Starting with 2019's Go Get Ice Cream and Listen to Jazz and 2020's I Think I'm Good (released by Gilles Peterson's prestigious Brownswood label), Overall's tracks have exhibited the mercurial, concise brilliance and nonchalant rhythmic verve of Flying Lotus and Prefuse 73's best releases. Featuring elements of hip-hop, R&B, jazz, and electro, his music flits in a hazy netherzone, making it difficult to distinguish individual songs. Instead, his work takes on value cumulatively, leaving a general impression of a restlessly creative mind jumping from inspired idea to cunning move many times per minute. Accompanied by a varied array of collaborators, he doesn't seem interested in the singular banger so much as he wants to create an atmosphere of polymorphous cool.
For his third and best album, Animals (on the illustrious British label Warp), Overall calls on a stellar cast for vocal and instrumental reinforcements. (A monotone singing style is perhaps Overall's only weakness.) “Ready to Ball” is upper-echelon, jazz-hop beat science, as melodically beautiful as it is rhythmically disorienting. Warp Records rapper Danny Brown's cantankerous yawp animates “Clock Ticking,” Overall's funkiest track to date, while Ratking MC Wiki's weirdly introspective flow adds crucial contrast.

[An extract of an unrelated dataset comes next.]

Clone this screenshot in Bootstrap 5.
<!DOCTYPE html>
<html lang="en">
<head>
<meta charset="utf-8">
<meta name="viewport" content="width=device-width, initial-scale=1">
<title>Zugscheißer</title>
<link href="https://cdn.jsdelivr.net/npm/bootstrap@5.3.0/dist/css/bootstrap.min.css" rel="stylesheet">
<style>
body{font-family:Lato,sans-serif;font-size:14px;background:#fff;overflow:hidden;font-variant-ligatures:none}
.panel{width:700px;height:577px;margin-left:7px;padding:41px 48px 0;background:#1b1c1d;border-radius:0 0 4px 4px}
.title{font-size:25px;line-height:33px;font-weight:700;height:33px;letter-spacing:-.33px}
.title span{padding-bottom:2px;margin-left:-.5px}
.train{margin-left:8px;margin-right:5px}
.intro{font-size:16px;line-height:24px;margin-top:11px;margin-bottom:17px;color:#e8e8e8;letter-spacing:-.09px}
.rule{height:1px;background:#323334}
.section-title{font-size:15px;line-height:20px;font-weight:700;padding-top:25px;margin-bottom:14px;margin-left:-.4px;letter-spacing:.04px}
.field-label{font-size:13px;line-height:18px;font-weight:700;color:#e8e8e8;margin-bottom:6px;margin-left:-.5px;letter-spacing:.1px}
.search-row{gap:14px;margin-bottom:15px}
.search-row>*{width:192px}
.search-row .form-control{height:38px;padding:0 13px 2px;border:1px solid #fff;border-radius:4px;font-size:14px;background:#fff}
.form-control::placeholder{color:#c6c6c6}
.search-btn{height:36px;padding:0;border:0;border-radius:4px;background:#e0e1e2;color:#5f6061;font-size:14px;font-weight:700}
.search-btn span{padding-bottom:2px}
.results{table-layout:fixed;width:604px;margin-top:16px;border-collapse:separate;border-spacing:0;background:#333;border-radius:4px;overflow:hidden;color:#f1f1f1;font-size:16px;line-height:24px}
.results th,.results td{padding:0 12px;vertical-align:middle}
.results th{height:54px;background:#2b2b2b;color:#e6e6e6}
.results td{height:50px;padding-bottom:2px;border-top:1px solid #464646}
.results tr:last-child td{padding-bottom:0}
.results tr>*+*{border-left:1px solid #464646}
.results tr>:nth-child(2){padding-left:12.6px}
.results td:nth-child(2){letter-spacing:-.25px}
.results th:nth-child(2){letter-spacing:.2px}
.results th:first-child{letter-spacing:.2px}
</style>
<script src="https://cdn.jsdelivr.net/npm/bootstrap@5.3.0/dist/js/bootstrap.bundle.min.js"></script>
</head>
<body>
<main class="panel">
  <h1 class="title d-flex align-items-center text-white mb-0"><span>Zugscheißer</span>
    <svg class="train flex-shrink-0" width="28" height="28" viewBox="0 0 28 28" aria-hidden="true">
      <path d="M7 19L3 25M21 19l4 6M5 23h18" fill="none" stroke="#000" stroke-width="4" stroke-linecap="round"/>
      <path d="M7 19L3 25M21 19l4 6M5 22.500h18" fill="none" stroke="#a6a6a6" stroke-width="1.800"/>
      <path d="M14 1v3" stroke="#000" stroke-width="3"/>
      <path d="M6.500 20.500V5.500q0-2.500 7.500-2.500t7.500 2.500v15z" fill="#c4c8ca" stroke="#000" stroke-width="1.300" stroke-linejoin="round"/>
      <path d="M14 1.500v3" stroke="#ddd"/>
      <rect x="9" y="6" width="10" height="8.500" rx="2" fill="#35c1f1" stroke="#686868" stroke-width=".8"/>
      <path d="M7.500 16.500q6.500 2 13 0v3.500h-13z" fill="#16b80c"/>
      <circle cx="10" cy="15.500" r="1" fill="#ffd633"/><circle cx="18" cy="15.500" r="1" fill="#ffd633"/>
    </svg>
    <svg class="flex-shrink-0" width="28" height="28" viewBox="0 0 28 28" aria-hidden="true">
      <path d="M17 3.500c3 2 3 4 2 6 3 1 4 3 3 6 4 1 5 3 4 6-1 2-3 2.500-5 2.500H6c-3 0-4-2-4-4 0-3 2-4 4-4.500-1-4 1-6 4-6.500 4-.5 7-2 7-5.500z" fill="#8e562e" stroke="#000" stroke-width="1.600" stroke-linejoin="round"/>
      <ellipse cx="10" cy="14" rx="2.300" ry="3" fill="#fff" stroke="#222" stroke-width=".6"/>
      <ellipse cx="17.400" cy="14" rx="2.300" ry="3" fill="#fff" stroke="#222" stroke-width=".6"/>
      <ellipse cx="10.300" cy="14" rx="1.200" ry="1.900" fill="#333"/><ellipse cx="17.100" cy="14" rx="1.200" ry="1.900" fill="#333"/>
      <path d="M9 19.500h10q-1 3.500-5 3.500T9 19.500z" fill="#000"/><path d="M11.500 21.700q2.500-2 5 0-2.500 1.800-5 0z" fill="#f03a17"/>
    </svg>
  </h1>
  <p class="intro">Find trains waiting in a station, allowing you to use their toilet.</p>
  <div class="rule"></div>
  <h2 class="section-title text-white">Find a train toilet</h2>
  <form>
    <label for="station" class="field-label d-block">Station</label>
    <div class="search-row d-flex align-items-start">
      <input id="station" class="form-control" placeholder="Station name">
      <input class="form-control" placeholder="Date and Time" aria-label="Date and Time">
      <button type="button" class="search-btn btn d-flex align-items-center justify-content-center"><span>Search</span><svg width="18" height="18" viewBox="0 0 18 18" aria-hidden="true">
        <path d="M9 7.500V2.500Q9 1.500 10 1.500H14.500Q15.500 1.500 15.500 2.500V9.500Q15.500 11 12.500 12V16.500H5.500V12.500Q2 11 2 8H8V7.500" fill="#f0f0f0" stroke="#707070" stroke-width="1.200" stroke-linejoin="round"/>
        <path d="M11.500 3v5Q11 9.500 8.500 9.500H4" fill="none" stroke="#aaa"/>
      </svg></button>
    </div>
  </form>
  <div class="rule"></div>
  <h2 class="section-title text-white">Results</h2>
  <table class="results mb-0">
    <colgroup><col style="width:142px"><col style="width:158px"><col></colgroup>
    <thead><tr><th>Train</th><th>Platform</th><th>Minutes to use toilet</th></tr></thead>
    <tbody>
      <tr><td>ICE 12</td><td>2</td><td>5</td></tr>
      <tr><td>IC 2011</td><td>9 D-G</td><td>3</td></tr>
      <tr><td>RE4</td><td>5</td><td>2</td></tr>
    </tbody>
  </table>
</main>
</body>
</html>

Avant-garde jazz informs the wild “Still Ain't Find Me,” a serious highlight that features Pharoah Sanders's offspring Tomoki—and it's a tease at 1:46. “The Lava Is Calm” boasts Theo Coker crooning mellowly over a strange samba/prog-rock fusion. The jazz-pop-rap fantasia of “Going Up” gets bolstered by verses from Shabazz Palaces' Ishmael Butler and Lil B. Less successful is the florid orch-pop of “So Happy,” with contributions from Laura Mvula and Francis and the Lights.
The jagged, noir jazz-funk of “The Score Was Made” takes honors for most interesting cut on Animals, in no small part to revered keyboardist Vijay Iyer's chilling, suspenseful piano motifs. Overall's beats simultaneously skitter and stolidly pound amid metallic percussion, sounding like a crafty mutation of the oft-sampled break from Bob James's “Take Me to the Mardi Gras.” To get an idea of the sublimity here, imagine the greatest track that Wu-Tang Clan never released.

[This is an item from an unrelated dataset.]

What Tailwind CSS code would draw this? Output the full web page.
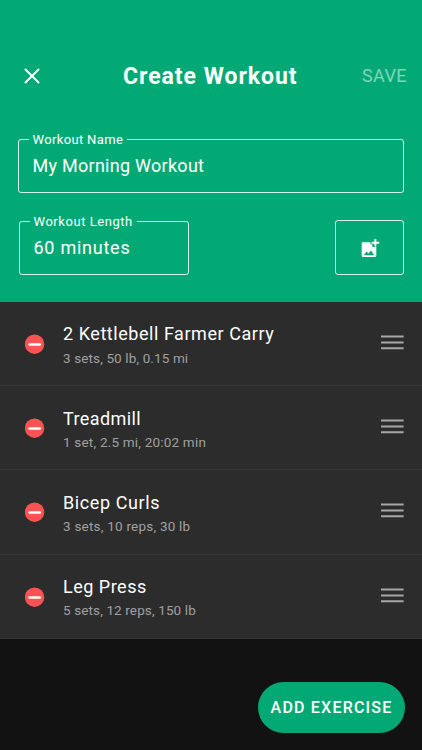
<!DOCTYPE html>
<html lang="en">
<head>
<meta charset="utf-8">
<meta name="viewport" content="width=device-width, initial-scale=1">
<title>Create Workout</title>
<script src="https://cdn.jsdelivr.net/npm/@tailwindcss/browser@4"></script>
</head>
<body class="bg-[#121212]">
<svg class="hidden">
  <symbol id="minus" viewBox="0 0 20 20"><circle cx="9.6" cy="10.2" r="9.7" fill="#ff5252"/><path d="M4.4 10.5H15" stroke="#fff" stroke-width="2.3" stroke-linecap="round"/></symbol>
  <symbol id="drag" viewBox="0 0 24 16"><path d="M1 2.6H23.6M1 8.4H23.6M1 14.2H23.6" stroke="#a6a6a6" stroke-width="2"/></symbol>
</svg>
<div class="flex h-[750px] w-[422px] flex-col overflow-hidden font-['Roboto',sans-serif] text-white">
  <header class="h-[302px] shrink-0 bg-[#03a974] pt-[60px]">
    <div class="grid h-8 grid-cols-[99px_auto_1fr] items-start pr-[15px] pl-6">
      <svg class="mt-[7.5px] size-4" viewBox="0 0 16 16" fill="none" stroke="#fff" stroke-width="1.9"><path d="M1 1L15 15M15 1L1 15"/></svg>
      <h1 class="pt-px text-[23px] leading-8 font-bold tracking-[0.97px] whitespace-nowrap">Create Workout</h1>
      <span class="justify-self-end text-[18px] leading-8 tracking-[0.4px] text-white/50">SAVE</span>
    </div>
    <fieldset class="mt-[39px] ml-[18px] h-[62px] w-[386px] rounded-[3px] border-[1.4px] border-[#d5f2e9] pl-[10px]">
      <legend class="pr-1 pl-[3.5px] text-[13px] leading-4 tracking-[0.35px]"><span class="relative top-px">Workout Name</span></legend>
      <p class="pl-[3.5px] pt-[7px] text-[18px] leading-6 tracking-[0.27px]">My Morning Workout</p>
    </fieldset>
    <div class="mt-5 flex items-end justify-between pr-[18px] pl-[19px]">
      <fieldset class="h-[62px] w-[170px] rounded-[3px] border-[1.4px] border-[#d5f2e9] pl-[10px]">
        <legend class="pr-1 pl-[3.5px] text-[13px] leading-4 tracking-[0.55px]"><span class="relative top-px">Workout Length</span></legend>
        <p class="pl-[3.5px] pt-[7px] text-[18px] leading-6 tracking-[0.75px]">60 minutes</p>
      </fieldset>
      <button class="flex h-[55px] w-[69px] items-center justify-center rounded-[3px] border border-[#d5f2e9]" aria-label="Add photo">
        <svg class="size-5" viewBox="0 0 20 20"><path fill="#fff" d="M3 4.2H10.4V6.2H12.4V9H16.3V17.8Q16.3 19 15.1 19H3Q1.7 19 1.7 17.8V5.5Q1.7 4.2 3 4.2Z"/><path fill="#03a974" d="M3.7 17.2L6.6 13.4L8.4 15.4L11 12.6L14.2 17.2Z"/><path d="M15.4 .9V8.5M11.6 4.7H19.2" stroke="#fff" stroke-width="1.9"/></svg>
      </button>
    </div>
  </header>
  <ul class="shrink-0 bg-[#2c2c2c]">
    <li class="flex h-[84.2px] border-b border-[#373737] pr-[18px] pl-[25px]">
      <svg class="mt-8 size-5"><use href="#minus"/></svg>
      <div class="ml-[18px] grow pt-5"><p class="text-[18px] leading-6 tracking-[0.55px]">2 Kettlebell Farmer Carry</p><p class="text-[13.5px] leading-6 tracking-[0.12px] text-[#a0a0a0]">3 sets, 50 lb, 0.15 mi</p></div>
      <svg class="mt-8 h-4 w-6"><use href="#drag"/></svg>
    </li>
    <li class="flex h-[84.2px] border-b border-[#373737] pr-[18px] pl-[25px]">
      <svg class="mt-8 size-5"><use href="#minus"/></svg>
      <div class="ml-[18px] grow pt-[20.5px]"><p class="text-[18px] leading-6 tracking-[0.4px]">Treadmill</p><p class="text-[13.5px] leading-[23px] tracking-[0.2px] text-[#a0a0a0]">1 set, 2.5 mi, 20:02 min</p></div>
      <svg class="mt-8 h-4 w-6"><use href="#drag"/></svg>
    </li>
    <li class="flex h-[84.2px] border-b border-[#373737] pr-[18px] pl-[25px]">
      <svg class="mt-8 size-5"><use href="#minus"/></svg>
      <div class="ml-[18px] grow pt-[20.5px]"><p class="text-[18px] leading-6 tracking-[0.6px]">Bicep Curls</p><p class="text-[13.5px] leading-[23px] tracking-[0.22px] text-[#a0a0a0]">3 sets, 10 reps, 30 lb</p></div>
      <svg class="mt-8 h-4 w-6"><use href="#drag"/></svg>
    </li>
    <li class="flex h-[84.2px] border-b border-[#373737] pr-[18px] pl-[25px]">
      <svg class="mt-8 size-5"><use href="#minus"/></svg>
      <div class="ml-[18px] grow pt-5"><p class="text-[18px] leading-6 tracking-[0.5px]">Leg Press</p><p class="text-[13.5px] leading-[23px] tracking-[0.12px] text-[#a0a0a0]">5 sets, 12 reps, 150 lb</p></div>
      <svg class="mt-8 h-4 w-6"><use href="#drag"/></svg>
    </li>
  </ul>
  <div class="flex grow items-end justify-end pr-[17px] pb-[17px]">
    <button class="h-[51px] w-[147px] rounded-full bg-[#03a974] text-[16px] font-medium tracking-[1.2px] whitespace-nowrap">ADD EXERCISE</button>
  </div>
</div>
</body>
</html>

Kassa Overall performs August 27 at THING Festival in Port Townsend, Washington.
Black Nite Crash, “I'm Not in Love” (Neon Sigh)
For nearly 20 years, Black Nite Crash have been one of the West Coast's finest shoegaze-rock groups. Which is not surprising for a band named after a song on shoegaze deities Ride's 1996 album, Tarantula. (By the way, BNC's “Atmosphere” from 2012's Drawn Out Days is their “Dreams Burn Down.”) For much of their career, BNC have made Lo-Fi Performance Gallery their second home. So, it's fitting that they're playing the final edition of the Britpop monthly Sorted at that beloved, 20-year-old venue, which is closing in July. At that gig, you'll surely hear material from their great new EP, Elaborate Destinations.

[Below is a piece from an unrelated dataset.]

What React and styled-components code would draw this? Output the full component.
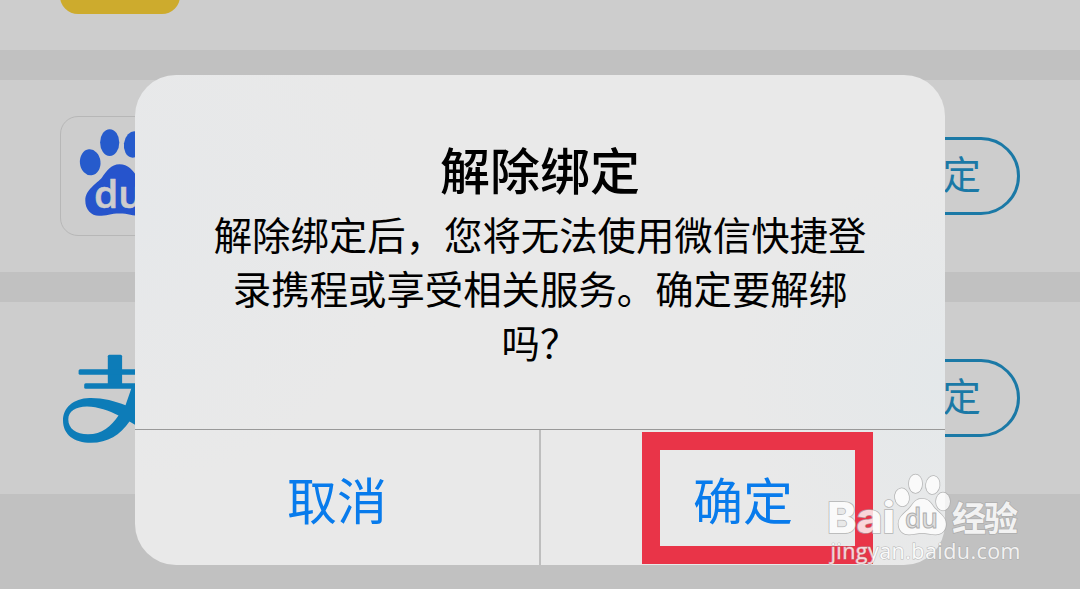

Led by guitarist/vocalist/keyboardist Jim Biggs, BNC have created dynamic, tuneful rock that balances the beauty/noise ratio with poise with remarkable consistency over the decades. The four songs on Elaborate Destinations continue the quintet's strong run. Biggs, Sharim Johnson, and Claire Tucker's guitars form dense webs of well-articulated fuzz and jangle, Jasun Hadaway's bass snakes through the low end with subliminal elasticity, and Tony Zuniga's drums are rock solid.
“I'm Not in Love” (which isn't a cover of 10cc's similarly titled 1975 hit) whirrs into life with a thick guitar squall before elevating to a cloud-busting melody that soars in a manner not unlike that of primetime Ride. The song spirals into the sublime at around 3:40 with Biggs and Tucker trading “I'm not in love”s like conflicted lovers battling for stereo-field supremacy. It's hard not to be in love with it.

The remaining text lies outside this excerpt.